For numerical features the split is binary, dividing the sorted feature in half.

Prunning

Pruning is the process of removing subtrees that causes overfitting in a decision tree. For each subtree pruned, it is replaced with a leaf node labeled with the prediction for the training instances corresponding to the subtree. If the leaf node doesn’t perform worse than the subtree on a holdout validation set, the subtree is permanently pruned from the tree and the leaf is kept. Otherwise, the subtree is left as a part of the tree.

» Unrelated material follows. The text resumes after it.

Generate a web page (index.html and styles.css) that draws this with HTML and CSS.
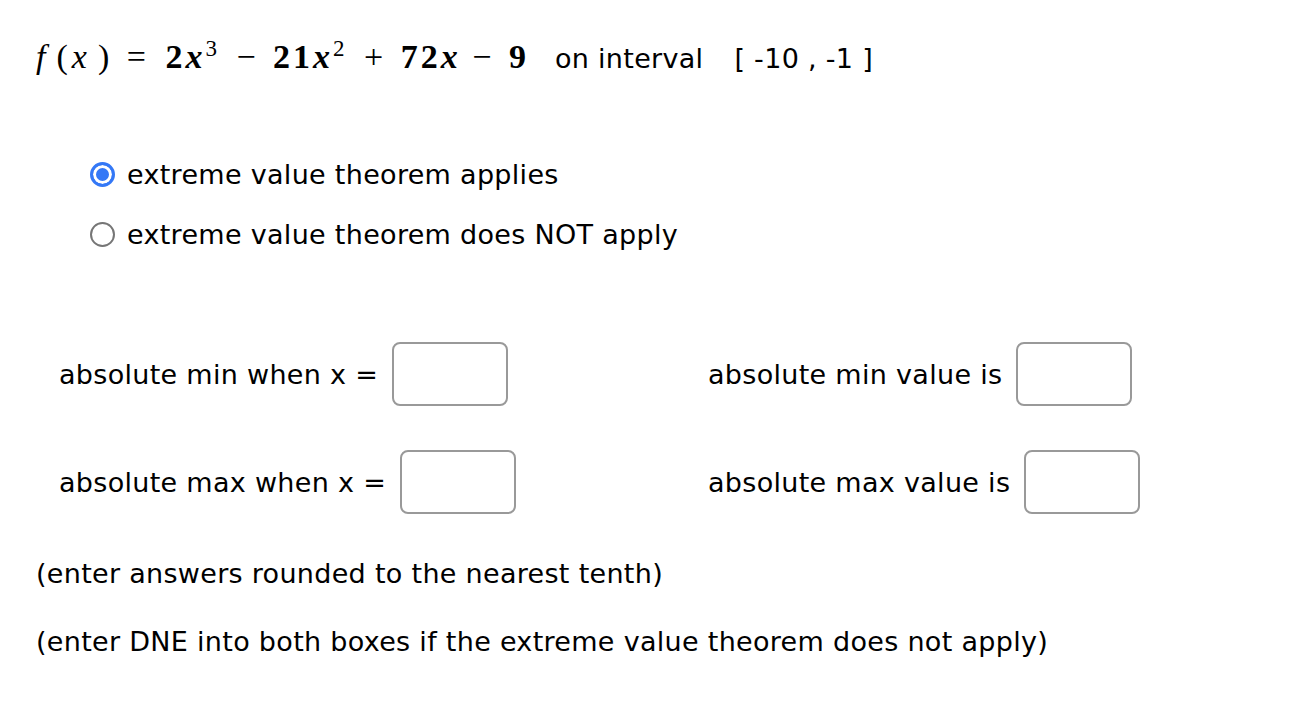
FILE: index.html
```html
<!DOCTYPE html>
<html lang="en">
<head>
    <meta charset="UTF-8">
    <title>Extreme Value Theorem</title>
    <link rel="stylesheet" href="styles.css">
</head>
<body>
    <div class="question">
        <span class="math">
            <i>f</i><span class="paren">(</span><i class="arg">x</i><span class="paren">)</span>
            <span class="op eq">=</span>
            <b>2<i>x</i><sup>3</sup></b>
            <span class="op">&minus;</span>
            <b>21<i>x</i><sup>2</sup></b>
            <span class="op">+</span>
            <b>72<i class="last">x</i></b>
            <span class="op">&minus;</span>
            <b>9</b>
        </span>
        <span class="interval-label">on interval</span>
        <span class="interval">[ -10 , -1 ]</span>
    </div>

    <div class="choices">
        <label class="choice">
            <input type="radio" name="evt" checked>
            extreme value theorem applies
        </label>
        <label class="choice">
            <input type="radio" name="evt">
            extreme value theorem does NOT apply
        </label>
    </div>

    <div class="answers">
        <div class="answer">
            <span>absolute min when x =</span>
            <input type="text" class="box">
        </div>
        <div class="answer">
            <span>absolute min value is</span>
            <input type="text" class="box">
        </div>
        <div class="answer">
            <span>absolute max when x =</span>
            <input type="text" class="box">
        </div>
        <div class="answer">
            <span>absolute max value is</span>
            <input type="text" class="box">
        </div>
    </div>

    <p class="note">(enter answers rounded to the nearest tenth)</p>
    <p class="note">(enter DNE into both boxes if the extreme value theorem does not apply)</p>
</body>
</html>
```

FILE: styles.css
```css
body {
    font-family: 'DejaVu Sans', sans-serif;
    font-size: 27px;
    letter-spacing: 0.3px;
    color: #000;
    background-color: white;
    margin: 0;
    padding: 38px 0 0 36px;
}

.question {
    display: flex;
    align-items: baseline;
    height: 50px;
}

.math {
    font-family: 'Liberation Serif', serif;
    font-size: 34px;
    letter-spacing: 1px;
    white-space: nowrap;
}

.paren {
    margin-left: 10px;
}

.arg {
    margin-left: 3px;
}

.math b {
    font-weight: bold;
    letter-spacing: 3px;
}

.math .last {
    margin-right: -5px;
}

.math sup {
    font-size: 23px;
    font-weight: normal;
    line-height: 0;
}

.op {
    margin: 0 7px;
}

.eq {
    margin: 0 9px 0 7px;
}

.interval-label {
    margin-left: 26px;
}

.interval {
    margin-left: 31px;
}

.choices {
    margin: 56px 0 0 54px;
}

.choice {
    display: flex;
    align-items: center;
    gap: 12px;
    height: 60px;
}

.choice input {
    appearance: none;
    width: 25px;
    height: 25px;
    margin: 0;
    border: 2px solid #767676;
    border-radius: 50%;
    background-color: white;
}

.choice input:checked {
    border: 3px solid #3478f6;
    background-color: #3478f6;
    box-shadow: inset 0 0 0 3px white;
}

.answers {
    display: grid;
    grid-template-columns: 649px auto;
    row-gap: 44px;
    margin: 78px 0 0 23px;
}

.answer {
    display: flex;
    align-items: center;
    gap: 14px;
}

.box {
    box-sizing: border-box;
    width: 116px;
    height: 64px;
    margin: 0;
    border: 2px solid #999;
    border-radius: 8px;
}

.note {
    margin: 44px 0 0 0;
}

.note + .note {
    margin-top: 37px;
}
```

Data: Tree, Holdout set H_val
Result: Tree pruned without degradation on holdout
score ← eval(Hval,Tree); 
forall nodes of Tree from leaf to root do
  if node x is not a leaf nor root then
    x’ ← leaf with prediction covered by x;
    remove x from Tree replacing with leaf x’;
    if eval(Hval,Tree) < initial_score then
      replace x’ with x;
    else
      score ← eval(Hval,Tree);
    end
  end
end

References

• Alpaydin, E. (2020). Introduction to machine learning (4 ed.). Cambridge, Massachusetts, United States: The MIT Press.
• Blanco-Justicia, A., & Domingo-Ferrer, J. (2019). Machine Learning Explainability Through Comprehensible Decision Trees. (pp. 15-26). Springer, Cham.
• Quinlan, J. R. (1986, 03 01). Induction of decision trees. Machine Learning, 1(1), 81-106.
• Wolpert, D., & Macready, W. G. (1997, April). No free lunch theorems for optimization. IEEE Transactions on Evolutionary Computation, 1(1), 67-82.